Appropriately, for these stakes are pretty high, the new body which will advise out-of-contract players, who could now earn themselves free transfers, is to be known as Poca (Players Out of Contract Association) - and with Vinnie Jones a driving force behind it it will not lack publicity.
Before a gathering of players - 800 were invited but only around 30 turned up - agents and club representatives, Poca, the brainchild of Jones' solicitors, Reid Minty, came into being yesterday in a Watford hotel. No promises, you understand, but the suggestions made to a handful of players from Arsenal, Tottenham and lesser lights were substantial.
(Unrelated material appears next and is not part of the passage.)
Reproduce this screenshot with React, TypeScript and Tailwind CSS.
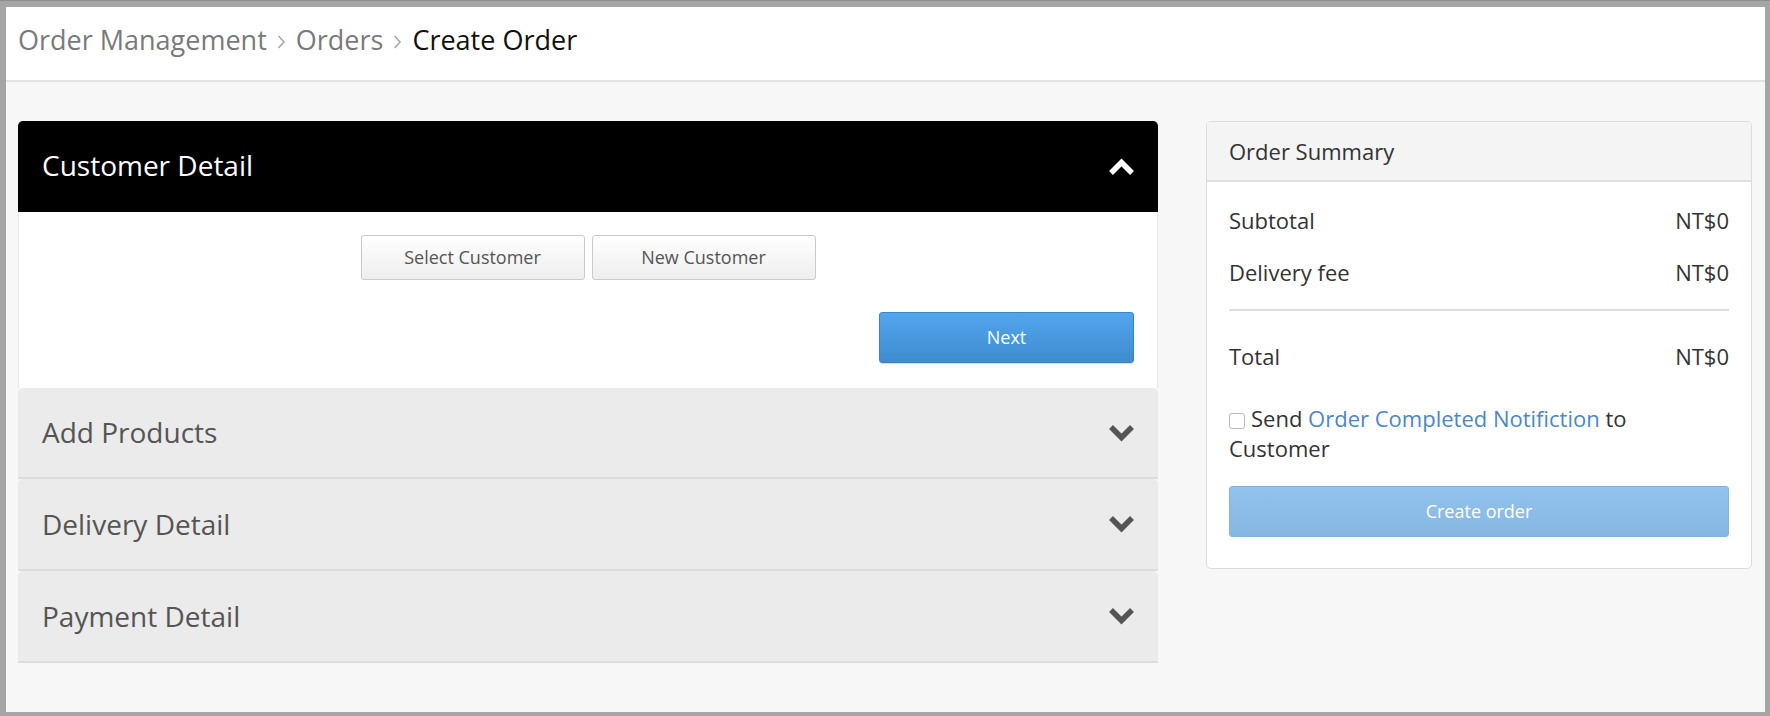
import React from "react";

const Chevron = ({ up, color }: { up?: boolean; color: string }) => (
  <svg width="27" height="18" viewBox="0 0 27 18" className="block">
    <polyline
      points={up ? "3,15 13.5,4.5 24,15" : "3,3 13.5,13.5 24,3"}
      fill="none"
      stroke={color}
      strokeWidth="5.5"
      strokeLinejoin="miter"
    />
  </svg>
);

const Sep = () => (
  <svg width="9" height="16" viewBox="0 0 9 16" className="mx-[10px] mt-[3px]">
    <polyline points="1.5,2 7,8 1.5,14" fill="none" stroke="#a8a8a8" strokeWidth="1.6" />
  </svg>
);

const Section = ({ title, tall }: { title: string; tall?: boolean }) => (
  <div
    className={
      tall
        ? "h-[92px] bg-[#ebebeb] rounded-t-[5px] border-b-2 border-[#dcdcdc] flex items-center justify-between pl-[24px] pr-[23px]"
        : "h-[91px] bg-[#ebebeb] rounded-t-[5px] border-b-2 border-[#dcdcdc] flex items-center justify-between pl-[24px] pr-[23px]"
    }
  >
    <span className="text-[28px] text-[#555] pb-[1px]">{title}</span>
    <Chevron color="#555" />
  </div>
);

export default function App() {
  return (
    <div
      className="w-[1770px] h-[716px] bg-[#a5a5a5] pt-[6px] pl-[6px] pr-[5px] pb-[4px] border-t border-[#8e8e8e]"
      style={{ fontFamily: '"Open Sans", "Liberation Sans", sans-serif' }}
    >
      <div className="h-full bg-[#f7f7f7] flex flex-col">
        <div className="h-[75px] bg-white border-b-2 border-[#e2e2e2] flex items-center pl-[12px] pb-[6px] shrink-0">
          <span className="text-[27px] text-[#7a7a7a]">Order Management</span>
          <Sep />
          <span className="text-[27px] text-[#7a7a7a]">Orders</span>
          <Sep />
          <span className="text-[27px] text-[#111]">Create Order</span>
        </div>
        <div className="flex pl-[12px] pt-[39px] gap-[48px]">
          <div className="w-[1140px] flex flex-col">
            <div className="h-[91px] bg-black rounded-t-[5px] flex items-center justify-between pl-[24px] pr-[23px]">
              <span className="text-[28px] text-white pb-[3px]">Customer Detail</span>
              <Chevron up color="#fff" />
            </div>
            <div className="h-[176px] bg-white border-x border-[#e6e6e6] flex flex-col pt-[23px] pr-[23px]">
              <div className="flex justify-center gap-[7px] pl-[23px]">
                <button className="w-[224px] h-[45px] rounded-[3px] border border-[#cacaca] bg-gradient-to-b from-[#ffffff] to-[#eeeeee] text-[18px] text-[#555] pb-[1px]">
                  Select Customer
                </button>
                <button className="w-[224px] h-[45px] rounded-[3px] border border-[#cacaca] bg-gradient-to-b from-[#ffffff] to-[#eeeeee] text-[18px] text-[#555] pb-[1px]">
                  New Customer
                </button>
              </div>
              <div className="flex justify-end mt-[32px]">
                <button className="w-[255px] h-[51px] rounded-[3px] border border-[#3b85c6] bg-gradient-to-b from-[#52a5ee] to-[#3f8ccf] text-[18px] text-white shadow-[0_1px_1px_rgba(0,0,0,0.15)] pb-[1px]">
                  Next
                </button>
              </div>
            </div>
            <Section title="Add Products" />
            <Section title="Delivery Detail" tall />
            <Section title="Payment Detail" tall />
          </div>
          <div className="w-[546px] self-start bg-white border border-[#dcdcdc] rounded-[5px] overflow-hidden">
            <div className="h-[60px] bg-[#f4f4f4] border-b-2 border-[#e0e0e0] flex items-center px-[22px]">
              <span className="text-[22px] text-[#333]">Order Summary</span>
            </div>
            <div className="px-[22px] pt-[23px] pb-[31px] text-[22px] text-[#333] leading-[30px]">
              <div className="flex justify-between">
                <span>Subtotal</span>
                <span>NT$0</span>
              </div>
              <div className="flex justify-between mt-[22px]">
                <span>Delivery fee</span>
                <span>NT$0</span>
              </div>
              <div className="h-[2px] bg-[#dedede] mt-[22px]" />
              <div className="flex justify-between mt-[30px]">
                <span>Total</span>
                <span>NT$0</span>
              </div>
              <p className="mt-[32px]">
                <span className="inline-block w-[16px] h-[16px] border border-[#bbb] rounded-[3px] bg-white align-[-2px] mr-[6px]" />
                Send <a className="text-[#4a88c9]">Order Completed Notifiction</a> to Customer
              </p>
              <button className="mt-[23px] w-full h-[51px] rounded-[3px] border border-[#82b4e0] bg-gradient-to-b from-[#92c3ef] to-[#86b7e2] text-[18px] text-white pb-[1px]">
                Create order
              </button>
            </div>
          </div>
        </div>
      </div>
    </div>
  );
}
For starters, how about a 25 per cent share for players of the new television deal, reputed to be in the order of pounds 600m? That alone would put an extra pounds 100,000 per year in the pockets of Premiership performers, claimed Jonathan Ebsworth from Reid Minty.
According to him, the long-established players' union, the Professional Footballers' Association, has been left behind in the new commercial world. "The PFA are not informing the players fully of their rights. Vinnie had no idea of the implications of Bosman - and presumably that goes for all other players," Ebsworth said. "The commercial aspect of the game has been blown wide open in the last five years and they have been left behind. Wage levels will go up all round because clubs will no longer have to find transfer fees."
Nicholas Stewart QC, an expert in restraint of trade cases, believes that, although the Bosman ruling affects only those players moving from one EU country to another, it is bound to embrace domestic transfers as well. "Islands can't continue to operate as islands," he said. "After Bosman very few things will remain the same."
The European Commission in Brussels yesterday reaffirmed that the changes only relate to "trans-frontier moves" and that domestic transfers (including those between England and Scotland) would remain as before. The European Social Affairs Commissioner, Padraig Flynn, said: "It is possible to continue domestic transfers in an individual member state. That is not contrary to the court judgement."